ミューとエプちゃんは、不思議に思うことをとつとつと話す。それをふたりで考えて、思ったことを伝えて、不思議の輪郭を探っていく。ミューとエプちゃんのように、誰かと語り合えたらとっても素敵。そんな風に誰かとお話したいなあ。

関係ないけど、よくカバーむいちゃって、表紙の状態にして本を持ち歩いて読む。で、全然見たことない表紙出てきた。あー中公の文庫って全然買ったことなかったんだなーって。思い出?が増えた。

『ないようである、かもしれない』星野概念、ミシマ社

坂本真綾のライブに行くときに、乗り換えで渋谷を使った。時間に余裕があったので、以前から気になってた青山ブックセンターに行ってみた。ツイッターでちょくちょく見かけていた本書が売っていた。最初の方だけ読んだらもうこりゃ好きなやつだーって買ってた。そんなことばっかりしている。

タイトル通り「ないようである」ことに目を向けながらいろんな話がされていく。なので、はっきりすっきりするような本ではない。しばしば、ふごふごもごもごしていたりする。その分とっても優しい本だ。誰かの何かを認めなかったり否定したりということがない。

自由を手にした僕らはグレー(「大人の掟」より)

情報が溢れすぎて、どれが正解か、なかなかわからない。白黒つけられることばかりじゃない。自分で決めること考えることに疲れてしまう。誰かに決めてほしくなる。委ねたくなる。だから、わかりやすいものが好まれる世界だと思う。だけど、やっぱり世界はそんなにわかりやすくはないし、わかりやすくしていくと零れ落ちていくもの、ないことにしてしまうものがたくさん出てくる。

その場をとりあえず笑ってやり過ごすことも多い。それだって立派な生きる術だ。いちいち突っかかってもいられない。これを捨てることはできないと思う。でも、やり過ごしたときに感じた気持ちまでなかったことにしては、たぶん自分を大切にしなくなってしまう。なんとなく、をもっと大切に扱っていきたい。なんとなく感じたこと、それは「ない」のではなく、「ある」なのだから。

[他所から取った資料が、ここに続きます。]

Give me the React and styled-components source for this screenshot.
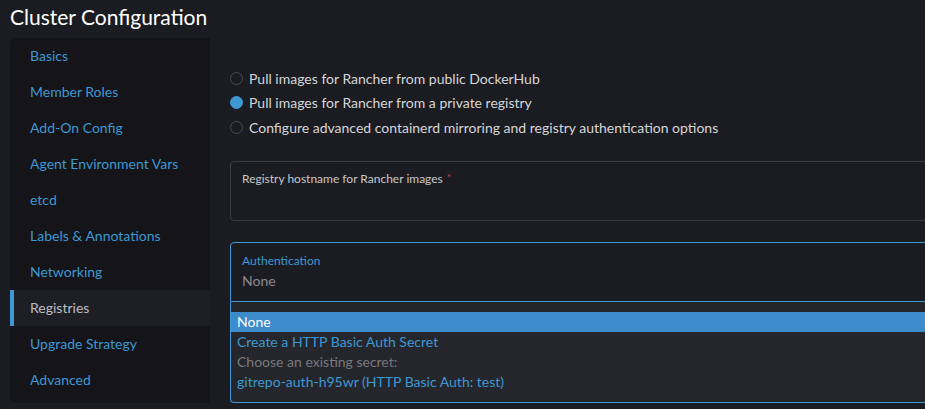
import styled, { createGlobalStyle } from "styled-components";

const GlobalStyle = createGlobalStyle`
  html, body {
    margin: 0;
    padding: 0;
    background: #1b1c21;
    overflow: hidden;
  }
  body {
    font-family: Lato, "Noto Sans", sans-serif;
    color: #d7d7da;
  }
`;

const navItems = [
  "Basics",
  "Member Roles",
  "Add-On Config",
  "Agent Environment Vars",
  "etcd",
  "Labels & Annotations",
  "Networking",
  "Registries",
  "Upgrade Strategy",
  "Advanced",
];

const radios = [
  { label: "Pull images for Rancher from public DockerHub", checked: false },
  { label: "Pull images for Rancher from a private registry", checked: true },
  {
    label: "Configure advanced containerd mirroring and registry authentication options",
    checked: false,
  },
];

const App = () => {
  return (
    <Page>
      <GlobalStyle />
      <Title>Cluster Configuration</Title>
      <Body>
        <SideNav>
          {navItems.map((item) => (
            <NavItem key={item} $active={item === "Registries"}>
              {item}
            </NavItem>
          ))}
        </SideNav>
        <Main>
          <RadioGroup>
            {radios.map((r) => (
              <RadioRow key={r.label}>
                <RadioDot $checked={r.checked} />
                <span>{r.label}</span>
              </RadioRow>
            ))}
          </RadioGroup>
          <InputBox>
            <FieldLabel>
              Registry hostname for Rancher images<Req>*</Req>
            </FieldLabel>
          </InputBox>
          <SelectWrap>
            <SelectBox>
              <FieldLabel $focus>Authentication</FieldLabel>
              <SelectValue>None</SelectValue>
            </SelectBox>
            <Menu>
              <Option $selected>None</Option>
              <Option>Create a HTTP Basic Auth Secret</Option>
              <Option $muted>Choose an existing secret:</Option>
              <Option>gitrepo-auth-h95wr (HTTP Basic Auth: test)</Option>
            </Menu>
          </SelectWrap>
        </Main>
      </Body>
    </Page>
  );
};

export default App;

const Page = styled.div`
  width: 100%;
  height: 409px;
`;

const Title = styled.h1`
  margin: 0;
  height: 38px;
  padding-left: 10px;
  font-size: 21px;
  font-weight: 400;
  line-height: 34px;
  color: #ffffff;
`;

const Body = styled.div`
  display: flex;
  margin-left: 10px;
`;

const SideNav = styled.nav`
  width: 200px;
  flex-shrink: 0;
  background: #141419;
  border-radius: 6px 0 0 6px;
  overflow: hidden;
`;

const NavItem = styled.div`
  height: 36px;
  display: flex;
  align-items: center;
  padding-left: ${(p) => (p.$active ? "16px" : "20px")};
  padding-bottom: 1px;
  box-sizing: border-box;
  font-size: 14px;
  color: ${(p) => (p.$active ? "#bdbdc2" : "#3d98d3")};
  background: ${(p) => (p.$active ? "#1e1f24" : "transparent")};
  border-left: ${(p) => (p.$active ? "4px solid #3d98d3" : "none")};
`;

const Main = styled.main`
  flex: 1;
  padding: 28px 0 0 20px;
  margin-right: -10px;
`;

const RadioGroup = styled.div`
  display: flex;
  flex-direction: column;
  margin-bottom: 21px;
`;

const RadioRow = styled.label`
  height: 24.5px;
  display: flex;
  align-items: center;
  gap: 6px;
  font-size: 14px;
  color: #d5d5d8;
`;

const RadioDot = styled.span`
  width: 13px;
  height: 13px;
  border-radius: 50%;
  box-sizing: border-box;
  border: 1px solid ${(p) => (p.$checked ? "#3d98d3" : "#4a4b52")};
  background: ${(p) => (p.$checked ? "#3d98d3" : "transparent")};
`;

const InputBox = styled.div`
  height: 60px;
  box-sizing: border-box;
  border: 1px solid #3c3d43;
  border-radius: 4px;
  padding: 10px 11px;
  margin-bottom: 21px;
`;

const FieldLabel = styled.div`
  font-size: 12px;
  line-height: 14px;
  color: ${(p) => (p.$focus ? "#3d98d3" : "#c8c8cc")};
`;

const Req = styled.span`
  display: inline-block;
  vertical-align: top;
  line-height: 10px;
  margin-left: 4px;
  color: #e0393f;
  font-size: 10px;
`;

const SelectWrap = styled.div`
  display: flex;
  flex-direction: column;
`;

const SelectBox = styled.div`
  height: 60px;
  box-sizing: border-box;
  border: 1px solid #3d98d3;
  border-radius: 4px 4px 0 0;
  padding: 11px 11px;
`;

const SelectValue = styled.div`
  margin-top: 4px;
  font-size: 14px;
  color: #8b8b91;
`;

const Menu = styled.div`
  background: #25262b;
  border: 1px solid #3d98d3;
  border-top: none;
  border-radius: 0 0 4px 4px;
  padding: 10px 0 10px;
`;

const Option = styled.div`
  height: 20px;
  display: flex;
  align-items: center;
  padding-left: 6px;
  font-size: 14px;
  color: ${(p) => (p.$selected ? "#ffffff" : p.$muted ? "#78787e" : "#3d98d3")};
  background: ${(p) => (p.$selected ? "#3d8bcb" : "transparent")};
`;
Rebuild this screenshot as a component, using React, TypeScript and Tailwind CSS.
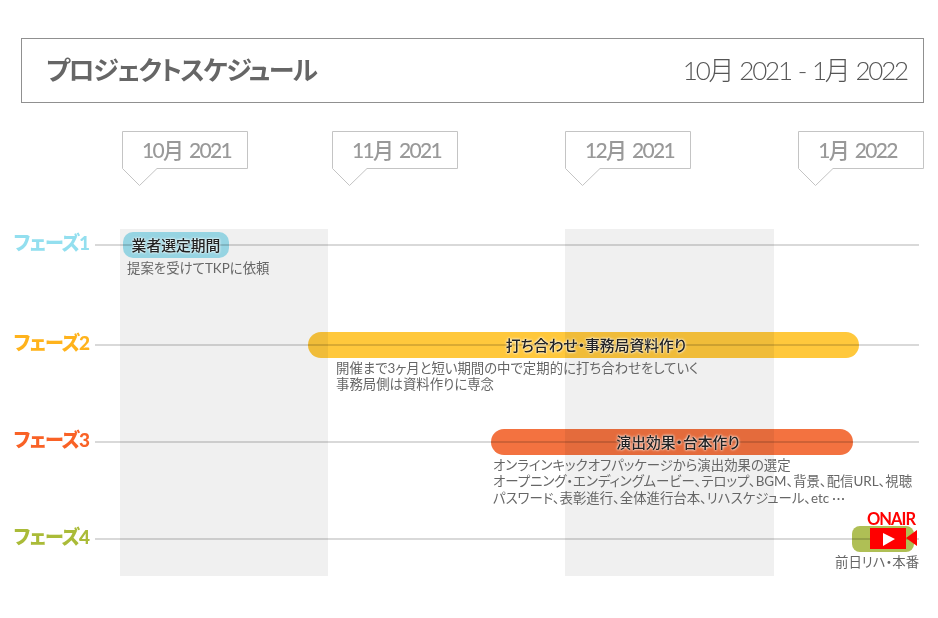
import type { ReactNode } from 'react';

const months = [
    { label: '10月 2021', width: 'w-[210px]', text: 'pl-[3px]' },
    { label: '11月 2021', width: 'w-[233px]', text: 'pl-[3px]' },
    { label: '12月 2021', width: 'w-[233px]', text: 'pl-[3px]' },
    { label: '1月 2022', width: 'w-[126px]', text: 'pr-[7px]' },
];

function MonthCallout({ label, text }: { label: string; text: string }) {
    return (
        <div className="relative h-[56px] w-[126px]">
            <svg className="absolute inset-0" width="126" height="56" viewBox="0 0 126 56" fill="none">
                <path d="M0.5 0.5H125.5V37.5H35L17.5 54.5L0.5 37.5Z" fill="#fff" stroke="#c4c4c4" />
            </svg>
            <div className={`relative flex h-[37px] items-center justify-center text-[21px] font-medium tracking-[-1.7px] text-[#999] [word-spacing:3px] ${text}`}>
                {label}
            </div>
        </div>
    );
}

function OnAirCamera() {
    return (
        <svg width="48" height="24" viewBox="0 0 48 24" className="block">
            <rect x="0" y="2" width="36" height="21" fill="#ff0000" />
            <path d="M36 12L47 4V20Z" fill="#ff0000" />
            <path d="M13 7L25 13L13 20Z" fill="#fff" />
        </svg>
    );
}

type PhaseRowProps = {
    label: string;
    labelColor: string;
    barClass: string;
    title?: string;
    description: ReactNode;
    descriptionClass: string;
    children?: ReactNode;
};

function PhaseRow({ label, labelColor, barClass, title, description, descriptionClass, children }: PhaseRowProps) {
    return (
        <div className="relative flex items-start">
            <div className={`relative z-30 flex h-[26px] w-[89px] shrink-0 items-center justify-end pb-[3px] text-[19px] font-black tracking-[-1px] ${labelColor}`}>
                {label}
            </div>
            <div className="flex min-w-0 flex-1 flex-col">
                <div className={`flex h-[26px] items-center justify-center text-[14.8px] font-medium text-[#222] ${barClass}`}>
                    {title && <span className="relative z-30 [text-shadow:0_0_2px_#fff,0_0_3px_#fff]">{title}</span>}
                </div>
                <p className={`relative z-30 mt-[2px] whitespace-nowrap text-[13.4px] leading-[16.3px] text-[#666] ${descriptionClass}`}>
                    {description}
                </p>
            </div>
            {/* the phase line runs over the bar and the month band, under the text */}
            <div className="absolute left-[95px] top-[12px] z-20 h-[2px] w-[824px] bg-black/15" />
            {children}
        </div>
    );
}

export default function App() {
    return (
        <div className="h-[618px] w-[938px] overflow-hidden bg-white pt-[38px] font-['Lato','Noto_Sans_CJK_JP',sans-serif] [font-feature-settings:'palt']">
            <header className="ml-[21px] flex h-[65px] w-[903px] items-center justify-between border border-[#909090] pl-[24px] pr-[16px]">
                <h1 className="text-[26px] font-bold tracking-[-1.6px] text-[#666]">プロジェクトスケジュール</h1>
                <span className="text-[26px] font-light tracking-[-2.2px] text-[#555] [word-spacing:2px]">10月 2021 - 1月 2022</span>
            </header>

            <div className="ml-[122px] mt-[28px] flex h-[98px]">
                {months.map((month) => (
                    <div key={month.label} className={month.width}>
                        <MonthCallout label={month.label} text={month.text} />
                    </div>
                ))}
            </div>

            {/* Month bands sit over the bars so the bars darken where they cross */}
            <div className="relative grid h-[347px] w-[938px] grid-rows-[100px_97px_97px_53px] pt-[3px]">
                <div className="absolute bottom-0 left-[120px] top-0 z-10 w-[208px] bg-[#f0f0f0] mix-blend-multiply" />
                <div className="absolute bottom-0 left-[565px] top-0 z-10 w-[209px] bg-[#f0f0f0] mix-blend-multiply" />

                <PhaseRow
                    label="フェーズ1"
                    labelColor="text-[#93dfef]"
                    barClass="ml-[34px] w-[106px] rounded-[10px] bg-[#a0e2f1]"
                    title="業者選定期間"
                    description="提案を受けてTKPに依頼"
                    descriptionClass="ml-[38px]"
                />
                <PhaseRow
                    label="フェーズ2"
                    labelColor="text-[#ffb31c]"
                    barClass="ml-[219px] w-[551px] rounded-full bg-[#ffc83c] pl-[25px]"
                    title="打ち合わせ・事務局資料作り"
                    description={
                        <>
                            開催まで3ヶ月と短い期間の中で定期的に打ち合わせをしていく
                            <br />
                            事務局側は資料作りに専念
                        </>
                    }
                    descriptionClass="ml-[247px]"
                />
                <PhaseRow
                    label="フェーズ3"
                    labelColor="text-[#f96226]"
                    barClass="ml-[402px] w-[362px] rounded-full bg-[#f37240] pl-[12px]"
                    title="演出効果・台本作り"
                    description={
                        <>
                            オンラインキックオフパッケージから演出効果の選定
                            <br />
                            オープニング・エンディングムービー、テロップ、BGM、背景、配信URL、視聴
                            <br />
                            パスワード、表彰進行、全体進行台本、リハスケジュール、etc
                            <span className="ml-[3px] tracking-[1px]">···</span>
                        </>
                    }
                    descriptionClass="ml-[404px]"
                />
                <PhaseRow
                    label="フェーズ4"
                    labelColor="text-[#aabb38]"
                    barClass="ml-[763px] w-[62px] rounded-[8px] bg-[#afbf55]"
                    description="前日リハ・本番"
                    descriptionClass="ml-[746px]"
                >
                    {/* ONAIR badge lies over the end of the bar */}
                    <div className="absolute left-[867px] top-[-16px] z-30 flex flex-col">
                        <span className="text-[16.5px] font-bold leading-[18px] tracking-[-1px] text-[#ff0000]">ONAIR</span>
                        <div className="-mt-[2px] ml-[3px]">
                            <OnAirCamera />
                        </div>
                    </div>
                </PhaseRow>
            </div>
        </div>
    );
}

楽しいことや好きなこともなんとなくを尊重したい。誰に責められるわけでもないのに、どうしてもその理由を言葉にしようとしてしまう。それを言えないとダメな気がしてしまう。そんなわかりやすいことばかりじゃないから全部言語化できるわけじゃないのに。なんとなく好きをもっと堂々と言いたい。

余談だが、坂本真綾のライブはとってもよかった。あんまり喋っている姿を見たことがなくって、お茶目で可愛くて、とても綺麗な人だと知った。坂本真綾や朴璐美のように素敵に歳を重ねたい。憧れる。

MCで、歌詞にその時の気持ちをそっと忍ばせる、というお話をしていた。曲を聴く私たちもまた、同じことしているんじゃないだろうか。ある曲のある歌詞に励まされる。またいつの日かその曲を聴いたとき、「ああ、あの時も励ましてもらったな。またがんばろ」とかそうやって繋がっていくものがあると思う。全部を忘れずに持っていられるわけじゃない。曲に持ってもらっているのかなーなんてことを思った。MCもお歌も素敵で、真綾さんのことがさらに好きになった日だった。